### Work required
Retype the line where "Reproduce this screenshot" appears and each line that follows it down to the last line of the records below. Leave the pictures out.

Entries with page source code:
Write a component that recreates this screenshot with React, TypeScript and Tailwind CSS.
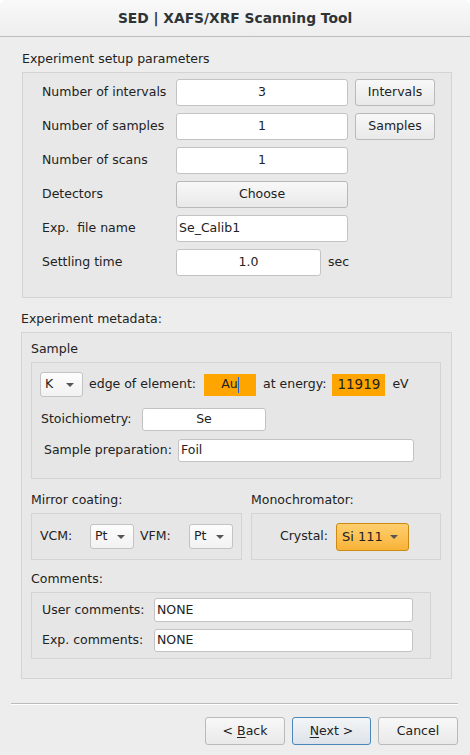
import { ReactNode } from "react";

const Field = ({ children, w, h = 27, align = "center" }: { children?: ReactNode; w: number; h?: number; align?: "center" | "left" }) => (
  <div
    style={{ width: w, height: h }}
    className={`flex shrink-0 items-center rounded-[3px] border border-[#c3c3c3] bg-white ${
      align === "center" ? "justify-center" : "justify-start pl-[2px]"
    }`}
  >
    {children}
  </div>
);

const Btn = ({ children, w, h = 27, primary = false }: { children: ReactNode; w: number; h?: number; primary?: boolean }) => (
  <div
    style={{ width: w, height: h }}
    className={`flex shrink-0 items-center justify-center whitespace-pre rounded-[3px] border bg-linear-to-b ${
      primary
        ? "border-[#4a86b8] from-[#f3f5f7] to-[#dde3e9]"
        : "border-[#b9b9b9] from-[#f8f8f8] to-[#e9e9e9]"
    }`}
  >
    {children}
  </div>
);

const Caret = () => (
  <svg width="8" height="4" viewBox="0 0 8 4" className="shrink-0">
    <path d="M0 0h8L4 4z" fill="#555" />
  </svg>
);

const Combo = ({ value, w }: { value: string; w: number }) => (
  <div
    style={{ width: w }}
    className="flex h-[25px] shrink-0 items-center justify-between rounded-[3px] border border-[#c3c3c3] bg-linear-to-b from-[#fdfdfd] to-[#f2f2f2] pl-[4px] pr-[8px]"
  >
    <span>{value}</span>
    <Caret />
  </div>
);

const Row = ({ label, children }: { label: string; children: ReactNode }) => (
  <div className="flex h-[27px] items-center">
    <span className="w-[134px] shrink-0 whitespace-pre">{label}</span>
    {children}
  </div>
);

export default function App() {
  return (
    <div className="h-[755px] w-[470px] overflow-hidden bg-white font-['DejaVu_Sans',sans-serif] text-[12.5px] text-[#222]">
      <div className="h-full rounded-t-[7px] bg-[#ededed]">
        {/* Title bar */}
        <header className="flex h-[37px] items-center justify-center rounded-t-[7px] border-b border-[#bdbdbd] bg-linear-to-b from-[#f9f9f9] to-[#eeeeee] text-[13.8px] font-bold text-[#2e3436]">
          SED | XAFS/XRF Scanning Tool
        </header>

        {/* Setup parameters */}
        <p className="ml-[22px] mt-[14px] h-[16px] leading-[16px]">Experiment setup parameters</p>
        <div className="ml-[22px] mt-[5px] flex h-[226px] w-[430px] flex-col gap-[7px] border border-[#d4d4d4] bg-[#e8e8e8] pl-[19px] pt-[6px]">
          <Row label="Number of intervals">
            <Field w={172}>3</Field>
            <div className="ml-[7px]">
              <Btn w={80}>Intervals</Btn>
            </div>
          </Row>
          <Row label="Number of samples">
            <Field w={172}>1</Field>
            <div className="ml-[7px]">
              <Btn w={80}>Samples</Btn>
            </div>
          </Row>
          <Row label="Number of scans">
            <Field w={172}>1</Field>
          </Row>
          <Row label="Detectors">
            <Btn w={172}>Choose</Btn>
          </Row>
          <Row label="Exp.  file name">
            <Field w={172} align="left">
              Se_Calib1
            </Field>
          </Row>
          <Row label="Settling time">
            <Field w={145}>1.0</Field>
            <span className="ml-[7px]">sec</span>
          </Row>
        </div>

        {/* Metadata */}
        <p className="ml-[21px] mt-[13px] h-[16px] leading-[16px]">Experiment metadata:</p>
        <div className="ml-[21px] mt-[5px] h-[347px] w-[431px] border border-[#d4d4d4] bg-[#e8e8e8] pl-[9px]">
          <p className="mt-[8px] h-[16px] leading-[16px]">Sample</p>
          <div className="mt-[5px] h-[117px] w-[410px] border border-[#d4d4d4] bg-[#e6e6e6] pl-[8px] pt-[9px]">
            <div className="flex h-[25px] items-center">
              <Combo value="K" w={43} />
              <span className="ml-[6px]">edge of element:</span>
              <div className="ml-[8px] flex h-[22px] w-[52px] items-center justify-center bg-[#ffa500]">
                <span>Au</span>
                <span className="h-[16px] w-px bg-[#1c5fd6]" />
              </div>
              <span className="ml-[7px]">at energy:</span>
              <div className="ml-[6px] flex h-[22px] w-[53px] items-center justify-center bg-[#ffa500] text-[13.5px]">
                11919
              </div>
              <span className="ml-[7px]">eV</span>
            </div>
            <div className="mt-[11px] flex h-[23px] items-center">
              <span className="ml-px w-[101px]">Stoichiometry:</span>
              <Field w={124} h={23}>
                Se
              </Field>
            </div>
            <div className="mt-[8px] flex h-[23px] items-center">
              <span className="ml-[4px] w-[134px]">Sample preparation:</span>
              <Field w={236} h={23} align="left">
                Foil
              </Field>
            </div>
          </div>

          <div className="mt-[13px] flex gap-[9px]">
            <div>
              <p className="h-[16px] leading-[16px]">Mirror coating:</p>
              <div className="mt-[5px] flex h-[47px] w-[211px] items-center border border-[#d4d4d4] bg-[#e6e6e6] pl-[8px]">
                <span className="w-[50px]">VCM:</span>
                <Combo value="Pt" w={44} />
                <span className="ml-[6px] w-[49px]">VFM:</span>
                <Combo value="Pt" w={44} />
              </div>
            </div>
            <div>
              <p className="h-[16px] leading-[16px]">Monochromator:</p>
              <div className="mt-[5px] flex h-[47px] w-[190px] items-center border border-[#d4d4d4] bg-[#e6e6e6] pl-[28px]">
                <span className="w-[56px]">Crystal:</span>
                <div className="flex h-[28px] w-[73px] items-center justify-between rounded-[3px] border border-[#cc8a12] bg-linear-to-b from-[#ffcf6e] to-[#f8b336] pl-[5px] pr-[10px] text-[13px]">
                  <span>Si 111</span>
                  <Caret />
                </div>
              </div>
            </div>
          </div>

          <p className="mt-[11px] h-[16px] leading-[16px]">Comments:</p>
          <div className="mt-[5px] flex h-[67px] w-[400px] flex-col gap-[7px] border border-[#d4d4d4] bg-[#e6e6e6] pl-[10px] pt-[5px]">
            <div className="flex h-[24px] items-center">
              <span className="w-[112px]">User comments:</span>
              <Field w={259} h={24} align="left">
                NONE
              </Field>
            </div>
            <div className="flex h-[23px] items-center">
              <span className="w-[112px]">Exp. comments:</span>
              <Field w={259} h={23} align="left">
                NONE
              </Field>
            </div>
          </div>
        </div>

        {/* Footer */}
        <div className="ml-[11px] mt-[24px] h-[2px] w-[447px] border-t border-b border-t-[#bcbcbc] border-b-white" />
        <div className="mr-[12px] mt-[12px] flex justify-end gap-[7px]">
          <Btn w={80} h={28}>
            {"< "}
            <u className="decoration-1 underline-offset-2">B</u>
            {"ack"}
          </Btn>
          <Btn w={79} h={28} primary>
            <u className="decoration-1 underline-offset-2">N</u>
            {"ext >"}
          </Btn>
          <Btn w={80} h={28}>
            Cancel
          </Btn>
        </div>
      </div>
    </div>
  );
}
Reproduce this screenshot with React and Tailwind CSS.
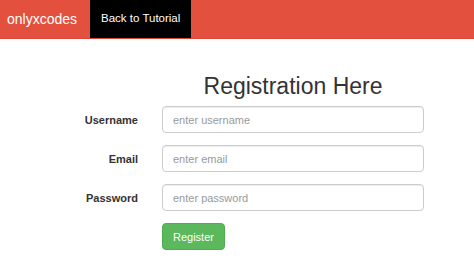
function Field({ label, type, placeholder }) {
    return (
        <>
            <label className="text-right text-[11px] font-bold text-[#333] self-center">{label}</label>
            <input
                type={type}
                placeholder={placeholder}
                className="h-[27px] w-full rounded-[4px] border border-[#ccc] bg-white px-[10px] text-[11px] text-[#555] placeholder:text-[#999] shadow-[inset_0_1px_1px_rgba(0,0,0,0.075)] focus:outline-none"
            />
        </>
    );
}

export default function App() {
    return (
        <div className="min-h-screen bg-white font-['Liberation_Sans',Arial,sans-serif]">
            {/* navbar */}
            <nav className="flex h-[39px] items-stretch bg-[#e4503e] border-b border-[#d8463a]">
                <a className="flex items-center pl-[7px] pr-[13px] text-[14px] text-white">onlyxcodes</a>
                <a className="flex items-center bg-black px-[11px] text-[11.5px] text-white">Back to Tutorial</a>
            </nav>

            <div className="grid grid-cols-[138px_262px] gap-x-6 gap-y-3">
                <div />
                <h2 className="mt-[35px] mb-[-5px] text-center text-[23px] leading-[1.1] text-[#333]">Registration Here</h2>

                <Field label="Username" type="text" placeholder="enter username" />
                <Field label="Email" type="email" placeholder="enter email" />
                <Field label="Password" type="password" placeholder="enter password" />

                <div />
                <div>
                    <button className="h-[27px] rounded-[4px] border border-[#4cae4c] bg-[#5cb85c] px-[10px] text-[11px] text-white">
                        Register
                    </button>
                </div>
            </div>
        </div>
    );
}
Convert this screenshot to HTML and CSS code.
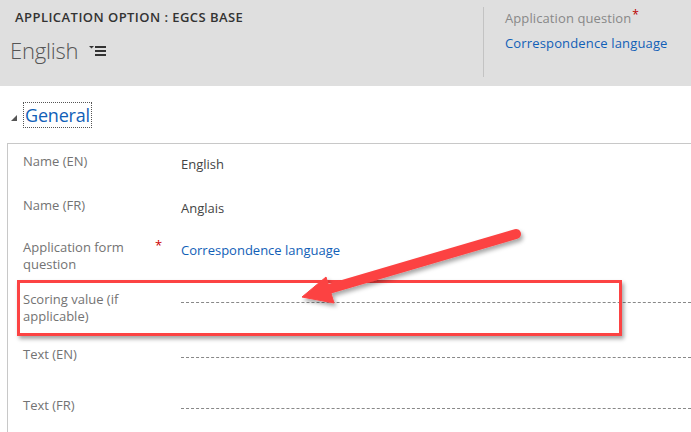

### The solution
Reproduce this screenshot with React and Tailwind CSS.
function Field({ label, type, placeholder }) {
    return (
        <>
            <label className="text-right text-[11px] font-bold text-[#333] self-center">{label}</label>
            <input
                type={type}
                placeholder={placeholder}
                className="h-[27px] w-full rounded-[4px] border border-[#ccc] bg-white px-[10px] text-[11px] text-[#555] placeholder:text-[#999] shadow-[inset_0_1px_1px_rgba(0,0,0,0.075)] focus:outline-none"
            />
        </>
    );
}

export default function App() {
    return (
        <div className="min-h-screen bg-white font-['Liberation_Sans',Arial,sans-serif]">
            {/* navbar */}
            <nav className="flex h-[39px] items-stretch bg-[#e4503e] border-b border-[#d8463a]">
                <a className="flex items-center pl-[7px] pr-[13px] text-[14px] text-white">onlyxcodes</a>
                <a className="flex items-center bg-black px-[11px] text-[11.5px] text-white">Back to Tutorial</a>
            </nav>

            <div className="grid grid-cols-[138px_262px] gap-x-6 gap-y-3">
                <div />
                <h2 className="mt-[35px] mb-[-5px] text-center text-[23px] leading-[1.1] text-[#333]">Registration Here</h2>

                <Field label="Username" type="text" placeholder="enter username" />
                <Field label="Email" type="email" placeholder="enter email" />
                <Field label="Password" type="password" placeholder="enter password" />

                <div />
                <div>
                    <button className="h-[27px] rounded-[4px] border border-[#4cae4c] bg-[#5cb85c] px-[10px] text-[11px] text-white">
                        Register
                    </button>
                </div>
            </div>
        </div>
    );
}
Convert this screenshot to HTML and CSS code.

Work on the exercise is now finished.